The Energy Department yesterday announced $1.5 billion in investments toward four grid transmission projects. The selected projects will “enable nearly 1,000 miles of new transmission development and 7,100 MW of new capacity throughout Louisiana, Maine, Mississippi, New Mexico, Oklahoma, and Texas, while creating nearly 9,000 good-paying jobs,” the DOE said in a statement. One of the projects, called Southern Spirit, will involve installing a 320-mile high-voltage direct current line across Texas, Louisiana, and Mississippi that connects Texas’ ERCOT grid to the larger U.S. grid for the first time. This “will enhance reliability and prevent outages during extreme weather events,” the DOE said. “This is a REALLY. BIG. DEAL,” wrote Michelle Lewis at Electrek.

The DOE also released a study examining grid demands through 2050 and concluded that the U.S. will need to double or even triple transmission capacity by 2050 compared to 2020 to meet growing electricity demand.

2. Duke Energy doubles down on fossil fuels

Duke Energy, one of the country’s largest utilities, appears to be walking back its commitment to ditch coal by 2035. In a new plan released yesterday, Duke said it would not shut down the second-largest coal-fired power plant in the U.S., Gibson Station in Indiana, in 2035 as previously planned, but would instead run it through 2038. The company plans to retrofit the plant to run on natural gas as well as coal, with similar natural-gas conversions planned for other coal plants. The company also slashed projects for expanding renewables. According to Bloomberg, a Duke spokeswoman cited increasing power demand for the changes. Electricity demand has seen a recent surge in part due to a boom in data centers. Ben Inskeep, program director at the Citizens Action Coalition of Indiana, a consumer and environmental advocacy group, noted that Duke’s modeling has Indiana customers paying 4% more each year through 2030 “as Duke continues to cling to its coal plants and wastes hundreds of millions on gasifying coal.”

3. EEI forecasts 80 million EVs on the road by 2035

The Edison Electric Institute issued its latest electric vehicle forecast, anticipating EV trends through 2035. Some key projections from the trade group’s report:

  • By 2030, annual EV sales will reach 7.7 million and account for 46% of total light-duty sales.
  • That will soar to 12.2 million annual sales by 2035, with EVs accounting for about 72% of total light-duty sales.
  • The total number of EVs on U.S. roads in 2035 will be nearly 80 million, up from 4.5 million at the end of last year. This means that in about a decade, roughly a quarter of all the vehicles on the road – new and old – will be electric.
  • All this growth will necessitate the installation of more than 42.2 million charge points by 2035, 325,000 of which will need to be public DC fast chargers.

EEI

4. Tesla issues another Cybertruck recall

Tesla issued another recall for the Cybertruck yesterday, the fifth recall for the electric pickup since its launch at the end of last year. The new recall has to do with the rearview camera, which apparently is too slow to display an image to the driver when shifting into reverse. It applies to about 27,000 trucks (which is pretty much all of them), but an over-the-air software update to fix the problem has already been released. There were no reports of injuries or accidents from the defect.

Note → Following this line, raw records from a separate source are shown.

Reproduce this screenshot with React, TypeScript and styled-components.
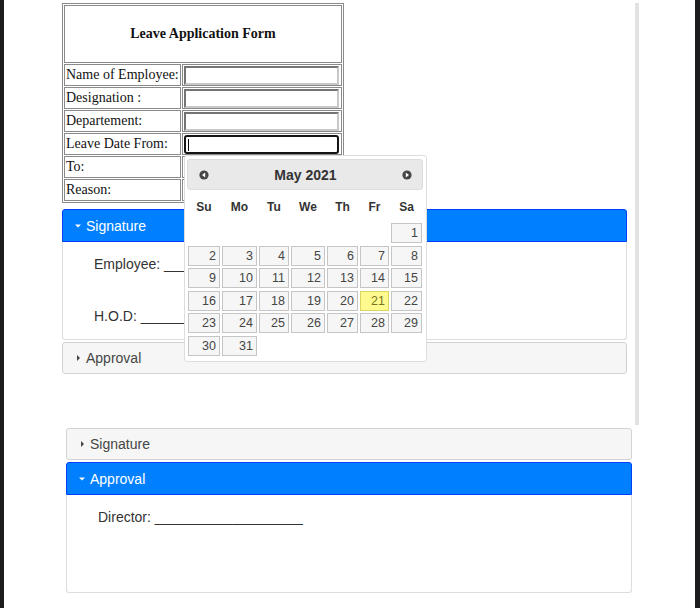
import React from "react";
import styled, { createGlobalStyle } from "styled-components";

const GlobalStyle = createGlobalStyle`
  html, body {
    margin: 0;
    padding: 0;
    background: #1c1c1e;
  }
`;

const formRows = [
  "Name of Employee:",
  "Designation :",
  "Departement:",
  "Leave Date From:",
  "To:",
  "Reason:",
];

const dayNames = ["Su", "Mo", "Tu", "We", "Th", "Fr", "Sa"];

export default function App() {
  return (
    <>
      <GlobalStyle />
      <Screen>
        <Frame>
          <FrameBody>
            <FormTable>
              <tbody>
                <tr>
                  <TitleCell colSpan={2}>Leave Application Form</TitleCell>
                </tr>
                {formRows.map((label) => (
                  <tr key={label}>
                    <LabelCell>{label}</LabelCell>
                    <InputCell>
                      <TextInput
                        type="text"
                        readOnly
                        $focused={label === "Leave Date From:"}
                      />
                    </InputCell>
                  </tr>
                ))}
              </tbody>
            </FormTable>

            <Accordion>
              <AccordionHeader $active>
                <Caret open />
                Signature
              </AccordionHeader>
              <Panel $height={98}>
                <SignLine>Employee: ___________________</SignLine>
                <SignLine $gap={35}>H.O.D: ___________________</SignLine>
              </Panel>
              <AccordionHeader $active={false}>
                <Caret open={false} />
                Approval
              </AccordionHeader>
            </Accordion>
          </FrameBody>

          <ScrollTrack />

          <DatePicker />
        </Frame>

        <SecondBlock>
          <AccordionHeader $active={false}>
            <Caret open={false} />
            Signature
          </AccordionHeader>
          <AccordionHeader $active>
            <Caret open />
            Approval
          </AccordionHeader>
          <Panel $height={98}>
            <SignLine>Director: ___________________</SignLine>
          </Panel>
        </SecondBlock>
      </Screen>
    </>
  );
}

function Caret({ open }: { open: boolean }) {
  return (
    <CaretIcon width="6" height="8" viewBox="0 0 6 8">
      {open ? (
        <path d="M0 2.5h6L3 5.5z" fill="currentColor" />
      ) : (
        <path d="M2 1v6l3-3z" fill="currentColor" />
      )}
    </CaretIcon>
  );
}

function NavIcon({ dir }: { dir: "prev" | "next" }) {
  return (
    <svg width="10" height="10" viewBox="0 0 10 10">
      <circle cx="5" cy="5" r="4.6" fill="#454545" />
      {dir === "prev" ? (
        <path d="M6.2 2.6v4.8L3 5z" fill="#fff" />
      ) : (
        <path d="M3.8 2.6v4.8L7 5z" fill="#fff" />
      )}
    </svg>
  );
}

function DatePicker() {
  // May 2021 starts on a Saturday
  const offset = 6;
  const slots: (number | null)[] = [];
  for (let i = 0; i < offset; i++) slots.push(null);
  for (let d = 1; d <= 31; d++) slots.push(d);

  return (
    <Picker>
      <PickerHeader>
        <NavIcon dir="prev" />
        <PickerTitle>May 2021</PickerTitle>
        <NavIcon dir="next" />
      </PickerHeader>
      <DayNameRow>
        {dayNames.map((name) => (
          <DayName key={name}>{name}</DayName>
        ))}
      </DayNameRow>
      <DayGrid>
        {slots.map((day, i) =>
          day === null ? (
            <span key={"blank" + i} />
          ) : (
            <DayCell key={day} $highlight={day === 21}>
              {day}
            </DayCell>
          )
        )}
      </DayGrid>
    </Picker>
  );
}

const Screen = styled.div`
  margin: 0 5px 0 4px;
  height: 608px;
  box-sizing: border-box;
  padding: 3px 0 0 58px;
  background: #fff;
  overflow: hidden;
`;

const Frame = styled.div`
  position: relative;
  display: flex;
  width: 577px;
  height: 422px;
`;

const FrameBody = styled.div`
  width: 565px;
  display: flex;
  flex-direction: column;
  align-items: flex-start;
`;

const ScrollTrack = styled.div`
  margin-left: 8px;
  width: 4px;
  background: #e2e2e2;
`;

const FormTable = styled.table`
  border-collapse: separate;
  border-spacing: 1px;
  border: 1px solid #8a8a8a;
  font-family: "Liberation Serif", "Times New Roman", serif;
  color: #111;
`;

const TitleCell = styled.td`
  box-sizing: border-box;
  height: 58px;
  border: 1px solid #8a8a8a;
  text-align: center;
  font-size: 14px;
  font-weight: bold;
`;

const LabelCell = styled.td`
  box-sizing: border-box;
  width: 117px;
  height: 22px;
  padding: 0 1px;
  border: 1px solid #8a8a8a;
  font-size: 14px;
  white-space: nowrap;
`;

const InputCell = styled.td`
  box-sizing: border-box;
  width: 160px;
  height: 22px;
  padding: 0 1px;
  border: 1px solid #8a8a8a;
`;

const TextInput = styled.input<{ $focused: boolean }>`
  display: block;
  box-sizing: border-box;
  width: 155px;
  height: 19px;
  margin: 0;
  padding: 0 2px;
  outline: none;
  border: ${(p) => (p.$focused ? "2px solid #141414" : "2px inset #c8c8c8")};
  border-radius: ${(p) => (p.$focused ? "3px" : "0")};
  background: ${(p) =>
    p.$focused
      ? "linear-gradient(#000, #000) no-repeat 2px 2px / 1px 12px, #fff"
      : "#fff"};
`;

const Accordion = styled.div`
  margin-top: 6px;
  width: 565px;
`;

const SecondBlock = styled.div`
  margin: 3px 0 0 4px;
  width: 566px;
`;

const AccordionHeader = styled.div<{ $active: boolean }>`
  display: flex;
  align-items: center;
  gap: 5px;
  box-sizing: border-box;
  height: ${(p) => (p.$active ? 33 : 32)}px;
  margin-top: 2px;
  padding-left: 12px;
  border: 1px solid ${(p) => (p.$active ? "#003eff" : "#d3d3d3")};
  border-radius: ${(p) => (p.$active ? "3px 3px 0 0" : "3px")};
  background: ${(p) => (p.$active ? "#007fff" : "#f6f6f6")};
  color: ${(p) => (p.$active ? "#fff" : "#454545")};
  font: 14px "Liberation Sans", Arial, sans-serif;

  &:first-child {
    margin-top: 0;
  }
`;

const CaretIcon = styled.svg`
  flex: none;
`;

const Panel = styled.div<{ $height: number }>`
  box-sizing: border-box;
  height: ${(p) => p.$height}px;
  padding: 14px 31px;
  border: 1px solid #dddddd;
  border-top: 0;
  border-radius: 0 0 3px 3px;
  background: #fff;
  color: #333;
  font: 14px "Liberation Sans", Arial, sans-serif;
`;

const SignLine = styled.div<{ $gap?: number }>`
  margin-top: ${(p) => p.$gap ?? 0}px;
  line-height: 17px;
  white-space: nowrap;
`;

const Picker = styled.div`
  position: absolute;
  left: 122px;
  top: 152px;
  box-sizing: border-box;
  width: 243px;
  height: 207px;
  padding: 3px 3px 5px 2px;
  border: 1px solid #dddddd;
  border-radius: 3px;
  background: #fff;
  font-family: "Liberation Sans", Arial, sans-serif;
`;

const PickerHeader = styled.div`
  display: flex;
  align-items: center;
  justify-content: space-between;
  box-sizing: border-box;
  height: 31px;
  padding: 0 10px 0 11px;
  border: 1px solid #dddddd;
  border-radius: 3px;
  background: #e9e9e9;
  color: #333;
`;

const PickerTitle = styled.span`
  font-size: 14px;
  font-weight: bold;
`;

const columns = "32px 35px 30px 34px 31px 29px 31px";

const DayNameRow = styled.div`
  display: grid;
  grid-template-columns: ${columns};
  column-gap: 2px;
  align-items: center;
  height: 33px;
  margin-left: 1px;
`;

const DayName = styled.span`
  text-align: center;
  font-size: 12px;
  font-weight: bold;
  color: #333;
`;

const DayGrid = styled.div`
  display: grid;
  grid-template-columns: ${columns};
  grid-auto-rows: 20px;
  column-gap: 2px;
  row-gap: 2.6px;
  margin-left: 1px;
`;

const DayCell = styled.span<{ $highlight: boolean }>`
  box-sizing: border-box;
  padding-right: 3px;
  border: 1px solid ${(p) => (p.$highlight ? "#dad55e" : "#c5c5c5")};
  background: ${(p) => (p.$highlight ? "#fffa90" : "#f6f6f6")};
  color: ${(p) => (p.$highlight ? "#777620" : "#454545")};
  font-size: 12.5px;
  line-height: 18px;
  text-align: right;
`;
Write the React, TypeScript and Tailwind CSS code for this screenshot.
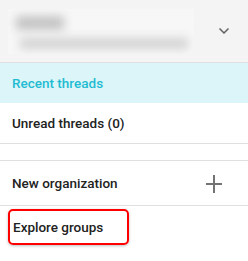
import { ChevronDown } from 'lucide-react'

export default function App() {
  return (
    <div className="w-[248px] h-[261px] bg-white overflow-hidden font-['Roboto',sans-serif]">
      {/* account header */}
      <div className="h-[63px] bg-[#f4f4f4] border-b border-[#e0e0e0] flex items-center pl-2 pr-4">
        <div className="w-[186px] h-[45px] bg-[#f7f7f7] relative overflow-hidden">
          <div className="absolute left-2 top-[7px] w-[48px] h-[14px] bg-[#c4c4c4] blur-[5px]" />
          <div className="absolute left-3 top-[29px] w-[168px] h-[11px] bg-[#d2d2d2] blur-[5px]" />
        </div>
        <ChevronDown className="ml-auto w-4 h-4 text-[#666]" strokeWidth={2.5} />
      </div>

      <div className="h-[40px] bg-[#dcf5f8] flex items-center px-3 pt-[1px]">
        <span className="text-[13.5px] font-medium text-[#1fbcd3]">Recent threads</span>
      </div>
      <div className="h-[41px] border-b border-[#e0e0e0] flex items-center px-3 pt-[1px]">
        <span className="text-[13.5px] font-medium text-[#222]">Unread threads (0)</span>
      </div>
      <div className="h-[17px] border-b border-[#e0e0e0]" />
      <div className="h-[45px] border-b border-[#e0e0e0] flex items-center pl-3 pr-[26px] pt-[1px]">
        <span className="text-[13.5px] font-medium text-[#222]">New organization</span>
        <svg className="ml-auto w-[16px] h-[18px]" viewBox="0 0 16 18">
          <path d="M8 0v18M0 9h16" stroke="#737373" strokeWidth="2" fill="none" />
        </svg>
      </div>
      <div className="pl-2 pt-[3px]">
        <div className="w-[121px] h-[36px] border-2 border-[#f00] rounded-[5px] shadow-[0_1px_3px_rgba(0,0,0,0.25)] flex items-center px-[3px] pt-[1px]">
          <span className="text-[13.5px] font-medium text-[#222]">Explore groups</span>
        </div>
      </div>
    </div>
  )
}
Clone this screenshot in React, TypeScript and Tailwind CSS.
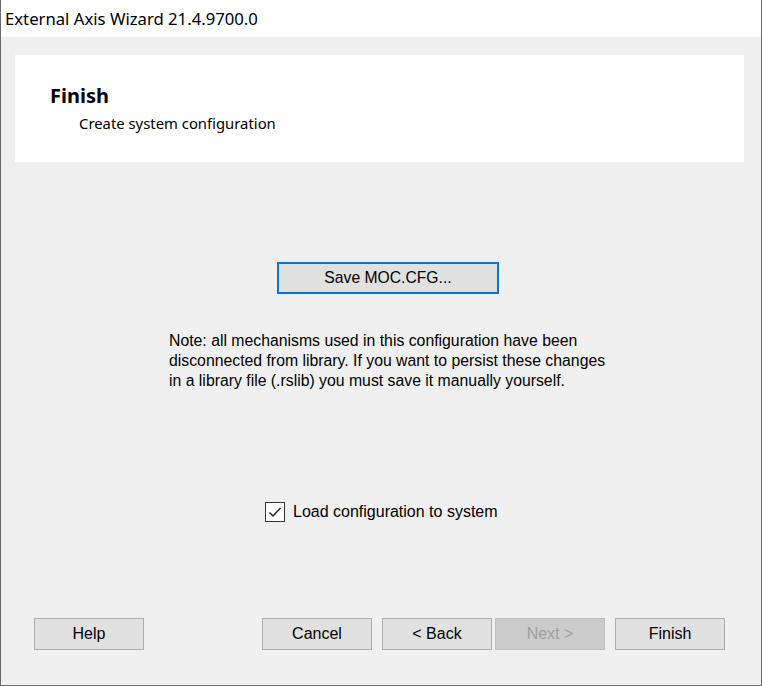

5. Study: Antarctic ‘greening’ is accelerating

A new study published in Nature found that vegetation is expanding across Antarctica’s northernmost region, known as the Antarctic Peninsula. As the planet warms, plants like mosses and lichen are growing on rocks where snow and ice used to be, resulting in “greening.” Examining satellite data, the researchers from the universities of Exeter and Hertfordshire, and the British Antarctic Survey, were shocked to discover that the peninsula has seen a tenfold increase in vegetation cover since 1986. And the rate of greening has accelerated by over 30% since 2016. This greening is “creating an area suitable for more advanced plant life or invasive species to get a foothold,” co-author Olly Bartlett, a University of Hertfordshire researcher, told Inside Climate News. “These rates of change we’re seeing made us think that perhaps we’ve captured the start of a more dramatic transformation.”

Moss on Ardley Island in the Antarctic. Dan Charman/Nature

THE KICKER

Japan has a vast underground concrete tunnel system that was built to take on overflow from excess rain water and prevent Tokyo from flooding. It’s 50 meters underground, and nearly 4 miles long.